Golf: Andrew Coltart claims Paul Lawrie’s resurgence will boost all levels of Scottish golf
PAUL Lawrie’s current purple patch, which has seen him chalk up a seventh title triumph, record four top-10 finishes for the first time in his career and burst back into the world’s top 50, will have a positive effect from the grass-roots up to the top of the tree in Scottish golf, according to one of his former Ryder Cup team-mates.
Andrew Coltart, who was also in the European team when Aberdonian Lawrie made his one and only appearance to date in the event at Brookline in 1999, may be working for Sky TV these days as part of the team that covers the PGA Tour in America, but he is well aware of the waves his fellow Scot has been making on this side of the Atlantic.
As was the case with his broadcasting colleagues covering last week’s Qatar Masters, Coltart watched in admiration as Lawrie produced a final-day masterclass to win the event for a second time and is backing the prediction made by Bernard Gallacher, the three-time Ryder Cup captain, in yesterday’s Scotsman that the 43-year-old can use his flying start to the season as a springboard to make the European team for this year’s match at Medinah. Equally encouraging for Coltart, though, is the fact he believes Lawrie’s recent resurgence will prove inspirational for a host of Scottish golfers, from his fellow European Tour players all the way down the ladder to those being introduced to the game for the first time in the build up to the 2014 Ryder Cup.
“The Scottish players on Tour all occasionally play together, so it’s a natural assumption that what Paul is doing at the moment can rub off on the rest of the guys.

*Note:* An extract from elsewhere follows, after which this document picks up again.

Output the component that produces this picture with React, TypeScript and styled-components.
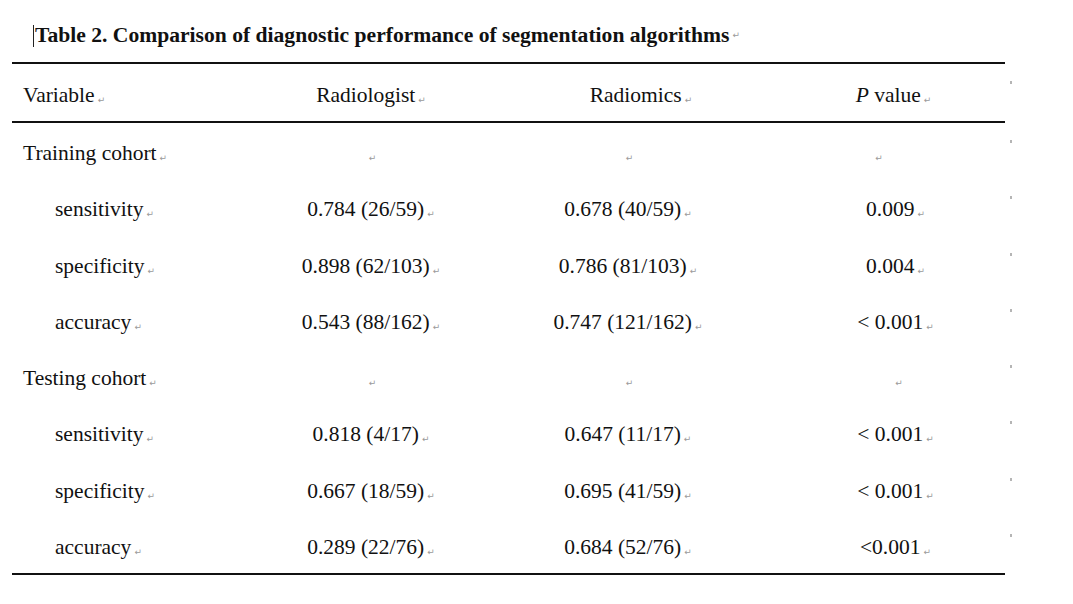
import React from "react";
import styled, { createGlobalStyle } from "styled-components";

const Global = createGlobalStyle`
  html, body { margin: 0; padding: 0; background: #fff; }
  body { font-family: "Liberation Serif", "Times New Roman", serif; color: #111; }
`;

const Page = styled.div`
  width: 1073px;
  height: 604px;
  padding: 24px 0 0 12px;
  box-sizing: border-box;
  position: relative;
`;

const Title = styled.div`
  display: flex;
  align-items: center;
  padding-left: 21px;
  height: 23px;
  font-size: 21.6px;
  font-weight: bold;
  line-height: 23px;
  white-space: nowrap;
`;

const Cursor = styled.span`
  display: inline-block;
  width: 1px;
  height: 22px;
  background: #222;
  margin-right: 1px;
`;

const Mark = styled.span`
  font-family: "DejaVu Sans", sans-serif;
  font-weight: normal;
  font-style: normal;
  font-size: 9px;
  color: #9a9a9a;
  margin-left: 3px;
  vertical-align: -1px;
`;

const Table = styled.div`
  margin-top: 15px;
  width: 993px;
  border-top: 2px solid #111;
  border-bottom: 2px solid #111;
  position: relative;
`;

const Row = styled.div<{ $header?: boolean }>`
  display: grid;
  grid-template-columns: 240px 238px 276px 239px;
  height: ${(p) => (p.$header ? "57px" : "56.25px")};
  align-items: center;
  font-size: 21.5px;
  line-height: 23px;
  border-bottom: ${(p) => (p.$header ? "2px solid #111" : "none")};
  position: relative;
`;

const Cell = styled.div<{ $indent?: boolean; $left?: boolean; $shift?: number }>`
  text-align: ${(p) => (p.$left ? "left" : "center")};
  padding-left: ${(p) => (p.$left ? (p.$indent ? "43px" : "11px") : "0")};
  padding-top: 10px;
  white-space: nowrap;
  transform: translateX(${(p) => p.$shift ?? 0}px);
`;

const RowEnd = styled.span`
  position: absolute;
  right: -7px;
  top: 17px;
  width: 2px;
  height: 3px;
  background: #b5b5b5;
`;

const Italic = styled.i`
  font-style: italic;
`;

type R = { label: string; indent?: boolean; a?: string; b?: string; c?: string };

const rows: R[] = [
  { label: "Training cohort" },
  { label: "sensitivity", indent: true, a: "0.784 (26/59)", b: "0.678 (40/59)", c: "0.009" },
  { label: "specificity", indent: true, a: "0.898 (62/103)", b: "0.786 (81/103)", c: "0.004" },
  { label: "accuracy", indent: true, a: "0.543 (88/162)", b: "0.747 (121/162)", c: "< 0.001" },
  { label: "Testing cohort" },
  { label: "sensitivity", indent: true, a: "0.818 (4/17)", b: "0.647 (11/17)", c: "< 0.001" },
  { label: "specificity", indent: true, a: "0.667 (18/59)", b: "0.695 (41/59)", c: "< 0.001" },
  { label: "accuracy", indent: true, a: "0.289 (22/76)", b: "0.684 (52/76)", c: "<0.001" },
];

const M = () => <Mark>↵</Mark>;

export default function App() {
  return (
    <>
      <Global />
      <Page>
        <Title>
          <Cursor />
          Table 2. Comparison of diagnostic performance of segmentation algorithms
          <M />
        </Title>
        <Table>
          <Row $header>
            <Cell $left>
              Variable
              <M />
            </Cell>
            <Cell>
              Radiologist
              <M />
            </Cell>
            <Cell $shift={13}>
              Radiomics
              <M />
            </Cell>
            <Cell $shift={8}>
              <Italic>P</Italic> value
              <M />
            </Cell>
            <RowEnd />
          </Row>
          {rows.map((r, i) => (
            <Row key={i}>
              <Cell $left $indent={r.indent}>
                {r.label}
                <M />
              </Cell>
              <Cell>
                {r.a}
                <M />
              </Cell>
              <Cell>
                {r.b}
                <M />
              </Cell>
              <Cell $shift={r.c ? 10 : i === 0 ? -8 : 12}>
                {r.c}
                <M />
              </Cell>
              <RowEnd />
            </Row>
          ))}
        </Table>
      </Page>
    </>
  );
}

They’ll be saying: ‘If he can do it so can I.’ So it will definitely be spurring them on,” said Coltart, himself a Qatar winner in 1998.

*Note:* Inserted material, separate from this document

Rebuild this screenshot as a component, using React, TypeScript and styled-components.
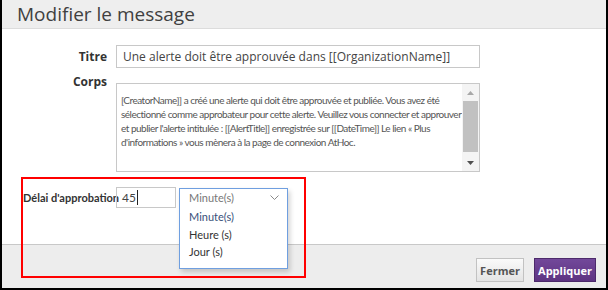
import React from 'react';
import styled, { createGlobalStyle } from 'styled-components';

const Global = createGlobalStyle`
  html, body { margin: 0; padding: 0; background: #fff; }
  *, *::before, *::after { box-sizing: border-box; }
`;

const Frame = styled.div`
  position: relative;
  width: 608px;
  height: 290px;
  border: 2px solid #000;
  border-top: none;
  display: flex;
  flex-direction: column;
  background: #fff;
  font-family: "Open Sans", sans-serif;
`;

const Header = styled.div`
  flex: none;
  height: 29px;
  background: #eeeeee;
  border-bottom: 1px solid #dcdcdc;
  padding-left: 15px;
  display: flex;
  align-items: center;
  font-size: 19px;
  color: #404040;
`;

const Body = styled.div`
  flex: 1;
  padding-top: 16px;
`;

const FormGrid = styled.div`
  display: grid;
  grid-template-columns: 105px 364px;
  column-gap: 9px;
  row-gap: 6px;
  align-items: center;
`;

const Label = styled.div<{ $top?: boolean }>`
  justify-self: end;
  align-self: ${p => (p.$top ? 'start' : 'center')};
  font-size: 12px;
  font-weight: 700;
  color: #333;
  line-height: 16px;
`;

const TextInput = styled.div`
  height: 23px;
  border: 1px solid #c8c8c8;
  padding-left: 6px;
  display: flex;
  align-items: center;
  font-size: 12px;
  color: #444;
  white-space: nowrap;
`;

const TextArea = styled.div`
  margin-top: 9px;
  height: 89px;
  border: 1px solid #c8c8c8;
  display: flex;
`;

const AreaText = styled.div`
  flex: 1;
  padding: 9px 0 0 4px;
  font-family: Lato, "Liberation Sans", sans-serif;
  font-size: 10px;
  letter-spacing: -0.5px;
  line-height: 14px;
  color: #555;
  overflow: hidden;
`;

const AreaLine = styled.div`
  white-space: nowrap;
`;

const Scrollbar = styled.div`
  flex: none;
  width: 17px;
  background: #f4f4f4;
  display: flex;
  flex-direction: column;
  align-items: stretch;
`;

const ScrollArrow = styled.div`
  height: 17px;
  display: flex;
  align-items: center;
  justify-content: center;
`;

const ScrollTrack = styled.div`
  flex: 1;
  padding: 0 1px;
  display: flex;
  flex-direction: column;
`;

const ScrollThumb = styled.div`
  height: 51px;
  background: #c1c1c1;
`;

const DelayRow = styled.div`
  margin-top: 15px;
  padding-left: 21px;
  display: flex;
  align-items: center;
  height: 21px;
`;

const DelayLabel = styled.div`
  font-family: Lato, sans-serif;
  font-size: 11px;
  font-weight: 700;
  color: #333;
  width: 93px;
  white-space: nowrap;
`;

const NumberInput = styled.div`
  width: 60px;
  height: 21px;
  border: 1px solid #c8c8c8;
  padding-left: 5px;
  display: flex;
  align-items: center;
  font-family: Lato, sans-serif;
  font-size: 12px;
  color: #444;
`;

const Caret = styled.span`
  display: inline-block;
  width: 1px;
  height: 15px;
  background: #222;
  margin-left: 1px;
`;

const SelectWrap = styled.div`
  position: relative;
  margin-left: 3px;
  width: 109px;
  height: 19px;
  align-self: flex-start;
  margin-top: 1px;
`;

const DropBox = styled.div`
  position: absolute;
  top: 0;
  left: 0;
  width: 109px;
  border: 1px solid #6f9fe0;
  background: #fff;
  box-shadow: 2px 3px 5px rgba(0, 0, 0, 0.18);
  font-family: Lato, sans-serif;
  z-index: 2;
`;

const SelectHead = styled.div`
  height: 17px;
  padding: 0 8px 0 9px;
  display: flex;
  align-items: center;
  justify-content: space-between;
  font-size: 11px;
  color: #777;
`;

const OptionList = styled.div`
  padding: 2px 0 7px;
`;

const Option = styled.div<{ $selected?: boolean }>`
  height: 17.5px;
  padding-left: 9px;
  display: flex;
  align-items: center;
  font-size: 11px;
  color: ${p => (p.$selected ? '#38507a' : '#333')};
`;

const Footer = styled.div`
  flex: none;
  height: 44px;
  background: #ededed;
  border-top: 1px solid #c8c8c8;
  padding: 13px 10px 0 0;
  display: flex;
  justify-content: flex-end;
  align-items: flex-start;
  gap: 10px;
`;

const Button = styled.div<{ $primary?: boolean }>`
  height: 24px;
  padding: 0 4px;
  display: flex;
  align-items: center;
  justify-content: center;
  font-size: 11px;
  font-weight: 700;
  border: 1px solid ${p => (p.$primary ? '#4d2a6b' : '#c2c2c2')};
  color: ${p => (p.$primary ? '#fff' : '#555')};
  background: ${p =>
    p.$primary
      ? 'linear-gradient(#72489a, #5e3482)'
      : 'linear-gradient(#fafafa, #e4e4e4)'};
  width: ${p => (p.$primary ? '62px' : '48px')};
`;

const Highlight = styled.div`
  position: absolute;
  left: 19px;
  top: 177px;
  width: 285px;
  height: 101px;
  border: 2px solid #ff0000;
  pointer-events: none;
  z-index: 3;
`;

const Chevron = () => (
  <svg width="9" height="5" viewBox="0 0 9 5">
    <path d="M0.5 0.5 L4.5 4.5 L8.5 0.5" fill="none" stroke="#8a8a8a" strokeWidth="1" />
  </svg>
);

const Tri = ({ up, color }: { up?: boolean; color: string }) => (
  <svg width="7" height="4" viewBox="0 0 7 4">
    <path d={up ? 'M0 4 L3.5 0 L7 4 Z' : 'M0 0 L3.5 4 L7 0 Z'} fill={color} />
  </svg>
);

export default function App() {
  return (
    <>
      <Global />
      <Frame>
        <Header>Modifier le message</Header>
        <Body>
          <FormGrid>
            <Label>Titre</Label>
            <TextInput>Une alerte doit être approuvée dans [[OrganizationName]]</TextInput>
            <Label $top>Corps</Label>
            <TextArea>
              <AreaText>
                <AreaLine>[CreatorName]] a créé une alerte qui doit être approuvée et publiée. Vous avez été</AreaLine>
                <AreaLine>sélectionné comme approbateur pour cette alerte. Veuillez vous connecter et approuver</AreaLine>
                <AreaLine>et publier l'alerte intitulée : [[AlertTitle]] enregistrée sur [[DateTime]] Le lien « Plus</AreaLine>
                <AreaLine>d'informations » vous mènera à la page de connexion AtHoc.</AreaLine>
              </AreaText>
              <Scrollbar>
                <ScrollArrow><Tri up color="#a8a8a8" /></ScrollArrow>
                <ScrollTrack>
                  <ScrollThumb />
                </ScrollTrack>
                <ScrollArrow><Tri color="#505050" /></ScrollArrow>
              </Scrollbar>
            </TextArea>
          </FormGrid>
          <DelayRow>
            <DelayLabel>Délai d'approbation</DelayLabel>
            <NumberInput>45<Caret /></NumberInput>
            <SelectWrap>
              <DropBox>
                <SelectHead>
                  <span>Minute(s)</span>
                  <Chevron />
                </SelectHead>
                <OptionList>
                  <Option $selected>Minute(s)</Option>
                  <Option>Heure (s)</Option>
                  <Option>Jour (s)</Option>
                </OptionList>
              </DropBox>
            </SelectWrap>
          </DelayRow>
        </Body>
        <Footer>
          <Button>Fermer</Button>
          <Button $primary>Appliquer</Button>
        </Footer>
        <Highlight />
      </Frame>
    </>
  );
}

“In addition to that, just imagine what influence he’s having at the moment on the kids, the ones, for instance, who are part of the Paul Lawrie Foundation. He’s put a tremendous amount of work into that, a lot of which few folk actually know about, and what he is doing at the moment is truly inspirational. He’s continuing to lay down markers by winning at the ripe old age of 43 – the oldest to claim a victory on the European Tour since Miguel Angel Jimenez a couple of years ago – and that is tremendous from a Scottish golf perspective.”
David Law and Philip McLean are among the players who’ve benefitted from having Lawrie as their mentor in recent years and Coltart, who has been enlisted by the Scottish Golf Union to take on a similar role at national level since deciding to retire from competitive golf, is hoping the floodgates are about to open in that respect. “It’s amazing what Paul is doing at the moment and it’s so important that up-and-coming players learn from the likes of Paul because we want to see them contending for majors, not just fighting to keep their cards.”

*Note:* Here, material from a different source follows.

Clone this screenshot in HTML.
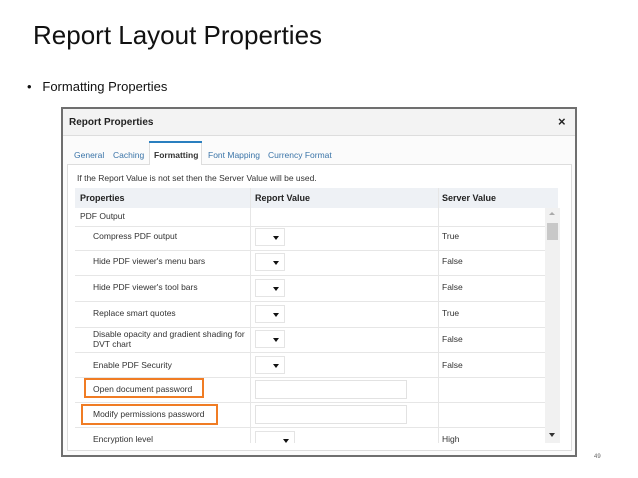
<!DOCTYPE html>
<html><head><style>
body{margin:0;width:638px;height:478px;background:#fff;position:relative;overflow:hidden;font-family:"Liberation Sans",Arial,sans-serif}
.a{position:absolute}
.t{font-size:8.5px;color:#333}
.dd{position:absolute;width:30px;height:18px;background:#fff;border:1px solid #e4e4e4;box-sizing:border-box}
.dd:after{content:"";position:absolute;right:5px;top:7px;border-left:3.5px solid transparent;border-right:3.5px solid transparent;border-top:4px solid #111}
.in{position:absolute;width:152px;height:19px;border:1px solid #e2e2e2;box-sizing:border-box;background:#fff}
.hl{position:absolute;border-top:1px solid #e6e6e6;left:75px;width:470px;height:0}
.tab{position:absolute;top:150px;font-size:8.5px;color:#3a74a8}
</style></head><body>
<div class="a" style="left:33px;top:20px;font-size:26px;color:#111">Report Layout Properties</div>
<div class="a" style="left:27px;top:79px;font-size:13px;color:#111">•&nbsp;&nbsp; Formatting Properties</div>
<div class="a" style="left:61px;top:107px;width:516px;height:350px;border:2px solid #6f6f6f;background:#fbfbfb;box-sizing:border-box"></div>
<div class="a" style="left:63px;top:109px;width:512px;height:26px;background:#f3f3f3;border-bottom:1px solid #ddd"></div>
<div class="a" style="left:69px;top:117px;font-size:10px;font-weight:bold;color:#222">Report Properties</div>
<div class="a" style="left:558px;top:114px;font-size:13px;font-weight:bold;color:#222">×</div>
<div class="a" style="left:67px;top:164px;width:505px;height:287px;background:#fff;border:1px solid #ddd;box-sizing:border-box"></div>
<div class="a" style="left:149px;top:141px;width:53px;height:24px;background:#fff;border:1px solid #ddd;border-bottom:none;box-sizing:border-box"></div>
<div class="a" style="left:149px;top:141px;width:53px;height:2px;background:#2a7fbf"></div>
<div class="tab" style="left:74px">General</div>
<div class="tab" style="left:113px">Caching</div>
<div class="tab" style="left:154px;font-weight:bold;color:#333;font-size:8.5px">Formatting</div>
<div class="tab" style="left:208px">Font Mapping</div>
<div class="tab" style="left:268px">Currency Format</div>
<div class="a t" style="left:77px;top:173px">If the Report Value is not set then the Server Value will be used.</div>
<div class="a" style="left:75px;top:188px;width:483px;height:20px;background:#eef1f5"></div>
<div class="a" style="left:250px;top:188px;height:255px;border-left:1px solid #e6e6e6"></div>
<div class="a" style="left:438px;top:188px;height:255px;border-left:1px solid #e6e6e6"></div>
<div class="a" style="left:80px;top:193px;font-size:9px;font-weight:bold;color:#222">Properties</div>
<div class="a" style="left:255px;top:193px;font-size:9px;font-weight:bold;color:#222">Report Value</div>
<div class="a" style="left:442px;top:193px;font-size:9px;font-weight:bold;color:#222">Server Value</div>
<div class="a" style="left:545px;top:208px;width:15px;height:235px;background:#f1f1f1"></div>
<div class="a" style="left:547px;top:223px;width:11px;height:17px;background:#c8c8c8"></div>
<div class="a" style="left:549px;top:212px;border-left:3px solid transparent;border-right:3px solid transparent;border-bottom:3px solid #aaa"></div>
<div class="a" style="left:549px;top:433px;border-left:3px solid transparent;border-right:3px solid transparent;border-top:4px solid #333"></div>
<div class="hl" style="top:226px"></div><div class="hl" style="top:250px"></div><div class="hl" style="top:275px"></div><div class="hl" style="top:301px"></div><div class="hl" style="top:327px"></div><div class="hl" style="top:352px"></div><div class="hl" style="top:377px"></div><div class="hl" style="top:402px"></div><div class="hl" style="top:427px"></div>
<div class="a t" style="left:80px;top:211px">PDF Output</div>
<div class="a t" style="left:93px;top:231px">Compress PDF output</div><div class="dd" style="left:255px;top:228px"></div><div class="a t" style="left:442px;top:231px">True</div>
<div class="a t" style="left:93px;top:256px">Hide PDF viewer's menu bars</div><div class="dd" style="left:255px;top:253px"></div><div class="a t" style="left:442px;top:256px">False</div>
<div class="a t" style="left:93px;top:282px">Hide PDF viewer's tool bars</div><div class="dd" style="left:255px;top:279px"></div><div class="a t" style="left:442px;top:282px">False</div>
<div class="a t" style="left:93px;top:308px">Replace smart quotes</div><div class="dd" style="left:255px;top:305px"></div><div class="a t" style="left:442px;top:308px">True</div>
<div class="a t" style="left:93px;top:329px;line-height:10px">Disable opacity and gradient shading for<br>DVT chart</div><div class="dd" style="left:255px;top:330px"></div><div class="a t" style="left:442px;top:334px">False</div>
<div class="a t" style="left:93px;top:360px">Enable PDF Security</div><div class="dd" style="left:255px;top:356px"></div><div class="a t" style="left:442px;top:360px">False</div>
<div class="a t" style="left:93px;top:384px">Open document password</div><div class="in" style="left:255px;top:380px"></div>
<div class="a" style="left:84px;top:378px;width:120px;height:20px;border:2px solid #f07c24;box-sizing:border-box"></div>
<div class="a t" style="left:93px;top:409px">Modify permissions password</div><div class="in" style="left:255px;top:405px"></div>
<div class="a" style="left:81px;top:404px;width:137px;height:21px;border:2px solid #f07c24;box-sizing:border-box"></div>
<div class="a t" style="left:93px;top:434px">Encryption level</div><div class="dd" style="left:255px;top:431px;width:40px;height:12px;border-bottom:none"></div><div class="a t" style="left:442px;top:434px">High</div>
<div class="a" style="left:594px;top:454px;font-size:6px;color:#666">49</div>
</body></html>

Lawrie probably won’t have that worry for the rest of his career, having not just earned another exemption after his latest win but also climbing to 27th on the European Tour’s career money-list with winnings of around £8.2million.
“It will be interesting to find out exactly what has brought on this resurgence,” observed Coltart, who these days is based in Aberlady, close to Archerfield Links, where he is involved in TPEGS, an exciting new coaching venture. “For a while he wasn’t playing the way he’d like but then he had the win in Andalucia and that brought on a terrific end to last season and similar start to this season, with his victory in Qatar providing a fitting reward. The Ryder Cup is very achieveable for Paul, especially now that he’s in the top 50 in the world. In getting into the majors and WGC events, he’ll be able to pick up big world ranking points and lots of money.
“In Dubai at the end of last season, he showed that he can mix it with the best and he did it again in Qatar. In terms of quality and ability there’s no doubt that he can play in another Ryder Cup, it just depends on if he can sustain his position in the top 50.”
While there was not even the hint of a crack in Lawrie’s game on Sunday, he was overcome with emotion when asked during his post-round interview about Adam Hunter, his long-time coach and friend who died last October. Coltart reckoned that was not surprising. “Paul still has a bond with Adam,” he said, “and I’m sure he’d have been looking down at the weekend and saying, ‘job well done’.”